Published by: Texas A&M University Press
Reviewed by Bill Karnofsky

Who could possibly imagine that there is history associated with feeding wild birds?  Didn’t people always feed our feathered friends?

Today, we all take for granted that people have always put out feed for birds.  We could not be more wrong.  This book chronicles the history of feeding wild birds in the U.S.; a history book about feeding wild birds. 

The book relates the relentless urging of visionaries to get the general population to help the birds, especially in the cold climates of our country.  Most of the time, the drive was altruistic.  In some instances it was for profit.  It was most interesting to read of the various strategies used to convince people to put out food for birds.  Over time these strategies evolved and changed to address the issues of the day.  In the end, the work of so very many dedicated individuals succeeded to the point where today we have about 50 million people feeding wild birds, and not just in the north and not just in the winter.
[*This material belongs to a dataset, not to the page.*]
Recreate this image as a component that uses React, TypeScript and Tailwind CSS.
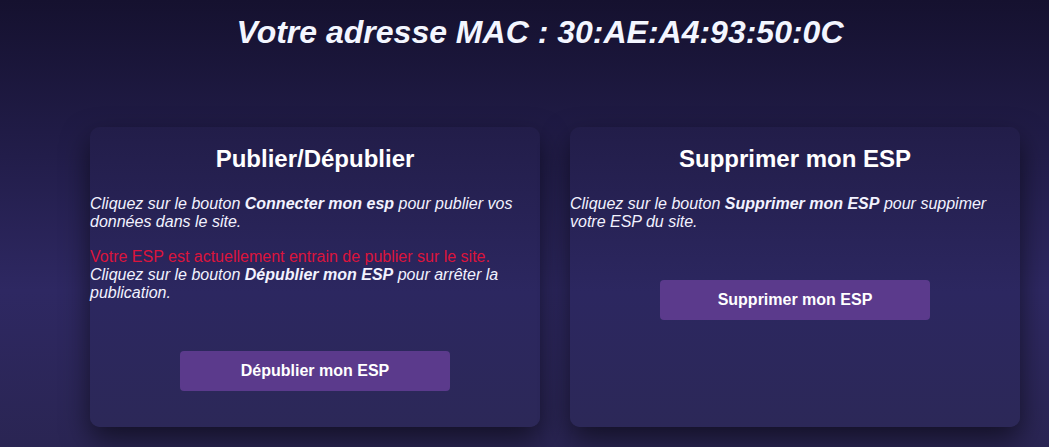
import React from "react";

function Card({ title, children, button }: { title: string; children: React.ReactNode; button: string }) {
  return (
    <div className="w-[450px] h-[300px] rounded-[10px] bg-[linear-gradient(to_bottom,#221d49_0%,#2c2760_55%,#2c2858_100%)] shadow-[0_12px_28px_rgba(0,0,0,0.55)] flex flex-col">
      <h2 className="pt-[18px] text-center text-[24px] leading-[27.6px] font-bold text-white">{title}</h2>
      <div className="mt-[23px] text-[16px] leading-[18px] italic text-[#f2f2ff]">{children}</div>
      <div className="mt-[49px] flex justify-center">
        <button className="w-[270px] h-[40px] rounded-[4px] bg-[#5b3a8c] text-white text-[16px] font-bold not-italic">
          {button}
        </button>
      </div>
    </div>
  );
}

export default function App() {
  return (
    <div
      className="w-[1049px] h-[447px] overflow-hidden bg-[linear-gradient(to_bottom,#15112f_0%,#221d4a_35%,#2e2862_65%,#2a2553_100%)]"
      style={{ fontFamily: '"Liberation Sans", Arial, sans-serif' }}
    >
      <h1 className="pt-[14px] pl-[31px] text-center text-[32px] leading-[36.8px] font-bold italic text-[#f3f6ff]">
        Votre adresse MAC : 30:AE:A4:93:50:0C
      </h1>
      <div className="mt-[76px] pl-[90px] flex gap-[30px]">
        <Card title="Publier/Dépublier" button="Dépublier mon ESP">
          <p>
            Cliquez sur le bouton <b>Connecter mon esp</b> pour publier vos données dans le site.
          </p>
          <p className="mt-[17px] pr-[10px]">
            <span className="not-italic text-[#dc143c]">Votre ESP est actuellement entrain de publier sur le site.</span>
            <br />
            Cliquez sur le bouton <b>Dépublier mon ESP</b> pour arrêter la publication.
          </p>
        </Card>
        <Card title="Supprimer mon ESP" button="Supprimer mon ESP">
          <p>
            Cliquez sur le bouton <b>Supprimer mon ESP</b> pour suppimer votre ESP du site.
          </p>
        </Card>
      </div>
    </div>
  );
}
You will be introduced to many influential visionaries, who, over the years, developed such ideas as the theory of Economic Ornithology and during WW1 created the concept of patriotic feeding because birds were helping us win the war against the Kaiser.  It may sound silly, but it worked.

Not only were citizens the target of these concerned people, they set their sights on the government.  They were successful here as well.  Various governmental agencies joined the fight to protect all birds (except English Sparrows, and later, European Starlings) by publishing booklets, pamphlets and all sorts of other publications to entice people to not only feed, but to protect birds.  Local governments played a big part by introducing the subject into classrooms all across the country to instill in succeeding generations the love of birds in particular and nature in general.  These governments got involved themselves in feeding and protecting birds.

The loosely coordinated efforts of individuals, groups and government agencies were able to shift the national consciousness from hunting birds (almost to the point of, or actually to, extinction i.e. the Passenger Pigeon and the Carolina Parakeets) to feeding and enjoying them.  Collectively, over a long period of time, they were wildly successful.